**Given data**
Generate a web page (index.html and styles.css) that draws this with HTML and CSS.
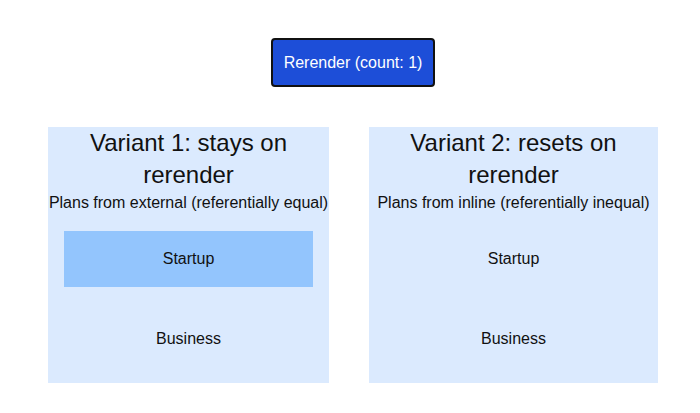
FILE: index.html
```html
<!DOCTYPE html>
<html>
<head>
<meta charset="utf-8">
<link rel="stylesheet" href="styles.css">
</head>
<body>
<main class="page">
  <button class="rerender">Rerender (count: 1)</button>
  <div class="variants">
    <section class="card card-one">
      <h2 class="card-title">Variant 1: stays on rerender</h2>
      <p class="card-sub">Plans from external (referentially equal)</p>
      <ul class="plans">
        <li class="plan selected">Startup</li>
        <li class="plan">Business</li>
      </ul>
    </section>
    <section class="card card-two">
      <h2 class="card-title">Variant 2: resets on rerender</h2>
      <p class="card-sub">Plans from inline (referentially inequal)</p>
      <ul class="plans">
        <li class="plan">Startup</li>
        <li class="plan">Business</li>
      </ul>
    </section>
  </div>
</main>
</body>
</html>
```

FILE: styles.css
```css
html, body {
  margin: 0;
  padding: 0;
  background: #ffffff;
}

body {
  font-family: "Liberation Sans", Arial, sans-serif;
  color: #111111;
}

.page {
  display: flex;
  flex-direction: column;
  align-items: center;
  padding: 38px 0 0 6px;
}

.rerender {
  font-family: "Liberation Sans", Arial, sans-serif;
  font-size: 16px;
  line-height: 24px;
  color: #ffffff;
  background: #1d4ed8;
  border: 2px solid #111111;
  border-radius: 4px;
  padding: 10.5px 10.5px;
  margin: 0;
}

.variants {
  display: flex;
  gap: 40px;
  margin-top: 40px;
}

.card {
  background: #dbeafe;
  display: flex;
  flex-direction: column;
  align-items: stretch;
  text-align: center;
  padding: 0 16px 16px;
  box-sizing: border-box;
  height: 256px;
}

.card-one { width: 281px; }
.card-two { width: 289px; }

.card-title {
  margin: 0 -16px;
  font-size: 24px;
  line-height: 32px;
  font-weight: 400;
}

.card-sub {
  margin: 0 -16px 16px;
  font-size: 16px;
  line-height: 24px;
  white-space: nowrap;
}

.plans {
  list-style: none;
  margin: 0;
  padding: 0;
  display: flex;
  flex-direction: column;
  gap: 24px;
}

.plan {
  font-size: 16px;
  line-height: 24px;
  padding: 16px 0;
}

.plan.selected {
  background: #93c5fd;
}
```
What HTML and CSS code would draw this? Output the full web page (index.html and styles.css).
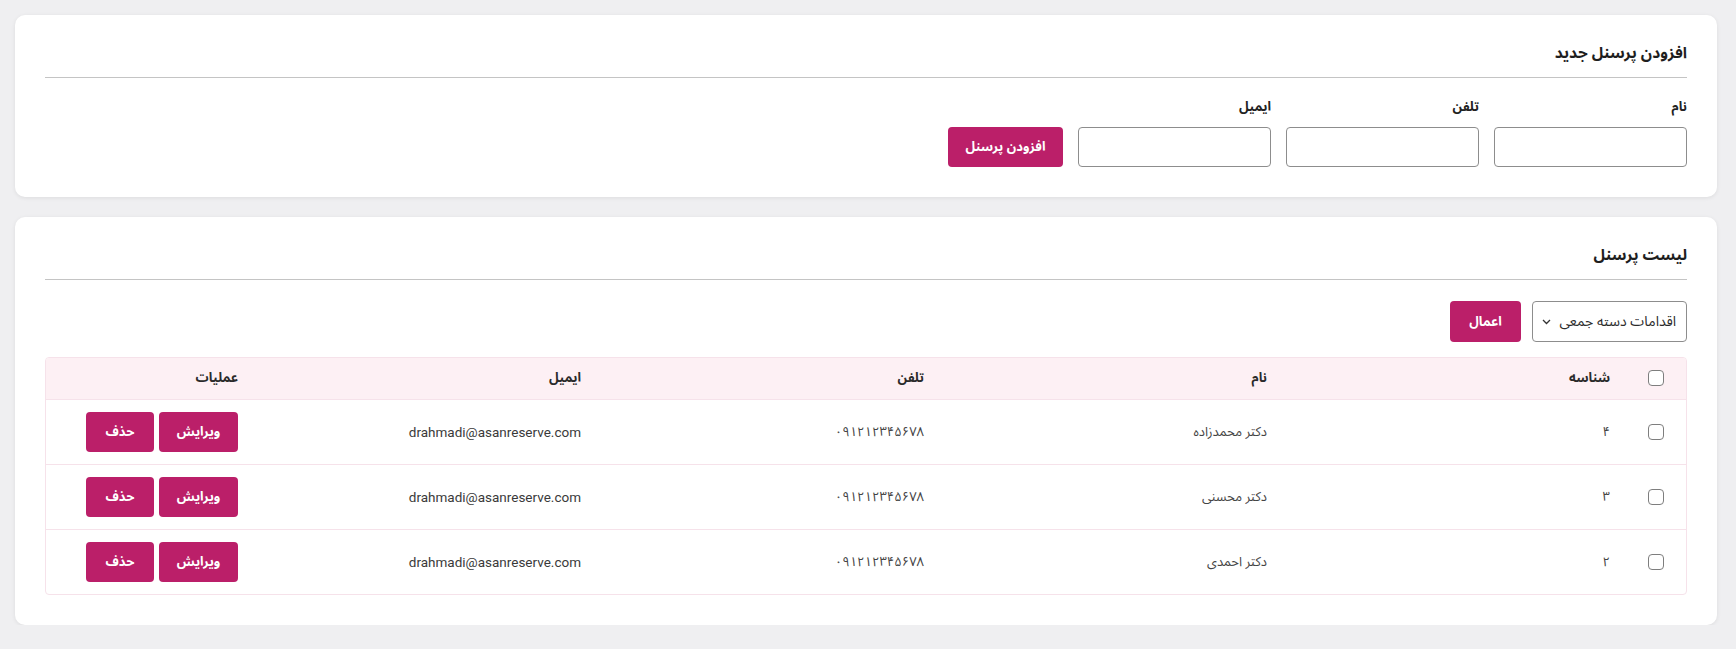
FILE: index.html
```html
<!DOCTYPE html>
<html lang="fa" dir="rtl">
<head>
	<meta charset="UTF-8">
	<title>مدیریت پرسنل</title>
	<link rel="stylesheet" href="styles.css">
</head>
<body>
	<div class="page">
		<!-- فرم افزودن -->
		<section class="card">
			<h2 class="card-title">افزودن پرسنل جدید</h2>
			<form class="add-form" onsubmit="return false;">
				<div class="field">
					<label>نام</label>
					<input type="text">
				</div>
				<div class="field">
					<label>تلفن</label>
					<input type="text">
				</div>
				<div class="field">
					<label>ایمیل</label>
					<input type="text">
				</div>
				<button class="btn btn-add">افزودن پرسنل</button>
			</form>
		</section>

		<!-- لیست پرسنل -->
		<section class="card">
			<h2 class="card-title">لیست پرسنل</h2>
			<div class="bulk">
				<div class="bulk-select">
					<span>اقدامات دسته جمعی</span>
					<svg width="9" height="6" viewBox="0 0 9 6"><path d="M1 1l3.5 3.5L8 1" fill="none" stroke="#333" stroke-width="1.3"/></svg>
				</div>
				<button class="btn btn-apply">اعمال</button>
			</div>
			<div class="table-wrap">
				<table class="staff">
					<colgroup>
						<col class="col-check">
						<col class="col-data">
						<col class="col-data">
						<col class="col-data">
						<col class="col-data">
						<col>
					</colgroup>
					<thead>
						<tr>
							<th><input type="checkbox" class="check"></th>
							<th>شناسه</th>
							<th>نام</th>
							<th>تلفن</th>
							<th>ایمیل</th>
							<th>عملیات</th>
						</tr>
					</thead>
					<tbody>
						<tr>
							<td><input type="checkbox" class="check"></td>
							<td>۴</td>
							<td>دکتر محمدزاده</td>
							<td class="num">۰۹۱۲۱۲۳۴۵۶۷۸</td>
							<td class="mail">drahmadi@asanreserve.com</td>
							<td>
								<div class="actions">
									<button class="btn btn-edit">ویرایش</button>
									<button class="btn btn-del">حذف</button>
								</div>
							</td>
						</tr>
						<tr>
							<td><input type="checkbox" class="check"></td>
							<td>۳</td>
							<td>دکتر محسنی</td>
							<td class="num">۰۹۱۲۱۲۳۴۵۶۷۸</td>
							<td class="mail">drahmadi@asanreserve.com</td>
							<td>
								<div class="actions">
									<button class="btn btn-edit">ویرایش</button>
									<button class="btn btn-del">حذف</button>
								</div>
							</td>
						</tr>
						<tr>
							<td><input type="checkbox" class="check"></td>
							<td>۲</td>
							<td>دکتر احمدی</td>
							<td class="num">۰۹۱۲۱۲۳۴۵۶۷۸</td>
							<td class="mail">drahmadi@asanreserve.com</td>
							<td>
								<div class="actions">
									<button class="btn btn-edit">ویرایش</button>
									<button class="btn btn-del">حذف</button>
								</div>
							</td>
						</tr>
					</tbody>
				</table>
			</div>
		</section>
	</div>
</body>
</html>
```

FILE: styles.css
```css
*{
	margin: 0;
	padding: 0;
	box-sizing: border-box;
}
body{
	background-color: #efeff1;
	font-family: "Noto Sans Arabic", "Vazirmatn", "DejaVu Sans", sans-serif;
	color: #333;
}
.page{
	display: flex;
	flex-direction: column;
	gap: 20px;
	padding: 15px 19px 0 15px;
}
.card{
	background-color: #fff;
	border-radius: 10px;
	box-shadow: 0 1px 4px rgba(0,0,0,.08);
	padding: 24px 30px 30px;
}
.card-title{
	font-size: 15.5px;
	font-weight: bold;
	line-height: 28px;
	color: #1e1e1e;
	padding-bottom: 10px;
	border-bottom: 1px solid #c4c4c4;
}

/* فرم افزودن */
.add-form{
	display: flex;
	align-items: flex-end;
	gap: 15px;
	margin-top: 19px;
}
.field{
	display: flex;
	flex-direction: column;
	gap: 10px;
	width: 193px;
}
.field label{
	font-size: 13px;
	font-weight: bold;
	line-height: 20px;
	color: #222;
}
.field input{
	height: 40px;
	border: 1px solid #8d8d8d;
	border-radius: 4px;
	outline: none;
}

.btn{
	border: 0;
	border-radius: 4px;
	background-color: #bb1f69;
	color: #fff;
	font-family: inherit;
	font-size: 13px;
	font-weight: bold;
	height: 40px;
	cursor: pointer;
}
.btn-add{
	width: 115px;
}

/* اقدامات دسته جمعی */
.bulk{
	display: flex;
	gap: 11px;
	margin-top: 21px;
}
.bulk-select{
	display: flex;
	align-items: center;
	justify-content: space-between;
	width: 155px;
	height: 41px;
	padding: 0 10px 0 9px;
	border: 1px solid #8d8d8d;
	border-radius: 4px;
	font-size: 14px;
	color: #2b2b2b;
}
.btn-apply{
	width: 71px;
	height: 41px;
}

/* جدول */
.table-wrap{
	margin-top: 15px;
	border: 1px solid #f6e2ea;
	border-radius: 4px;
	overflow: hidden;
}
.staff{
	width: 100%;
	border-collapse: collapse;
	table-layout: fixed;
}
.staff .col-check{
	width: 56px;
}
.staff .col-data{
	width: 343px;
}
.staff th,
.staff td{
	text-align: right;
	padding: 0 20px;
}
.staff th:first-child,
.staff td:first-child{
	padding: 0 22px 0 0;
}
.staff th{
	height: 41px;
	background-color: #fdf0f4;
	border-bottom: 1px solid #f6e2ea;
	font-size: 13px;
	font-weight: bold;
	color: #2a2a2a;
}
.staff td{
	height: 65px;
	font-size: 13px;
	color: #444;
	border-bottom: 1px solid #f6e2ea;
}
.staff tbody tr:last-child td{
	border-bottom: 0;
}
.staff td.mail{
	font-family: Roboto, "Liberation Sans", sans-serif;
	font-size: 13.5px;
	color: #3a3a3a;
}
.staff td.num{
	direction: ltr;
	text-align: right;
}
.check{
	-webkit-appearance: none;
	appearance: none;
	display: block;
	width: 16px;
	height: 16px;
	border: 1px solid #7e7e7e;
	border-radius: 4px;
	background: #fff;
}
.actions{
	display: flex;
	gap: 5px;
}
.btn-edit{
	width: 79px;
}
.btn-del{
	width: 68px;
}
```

**The request**
Filter lines by "index" and return each hit.

**Output below**
Generate a web page (index.html and styles.css) that draws this with HTML and CSS.
FILE: index.html
What HTML and CSS code would draw this? Output the full web page (index.html and styles.css).
FILE: index.html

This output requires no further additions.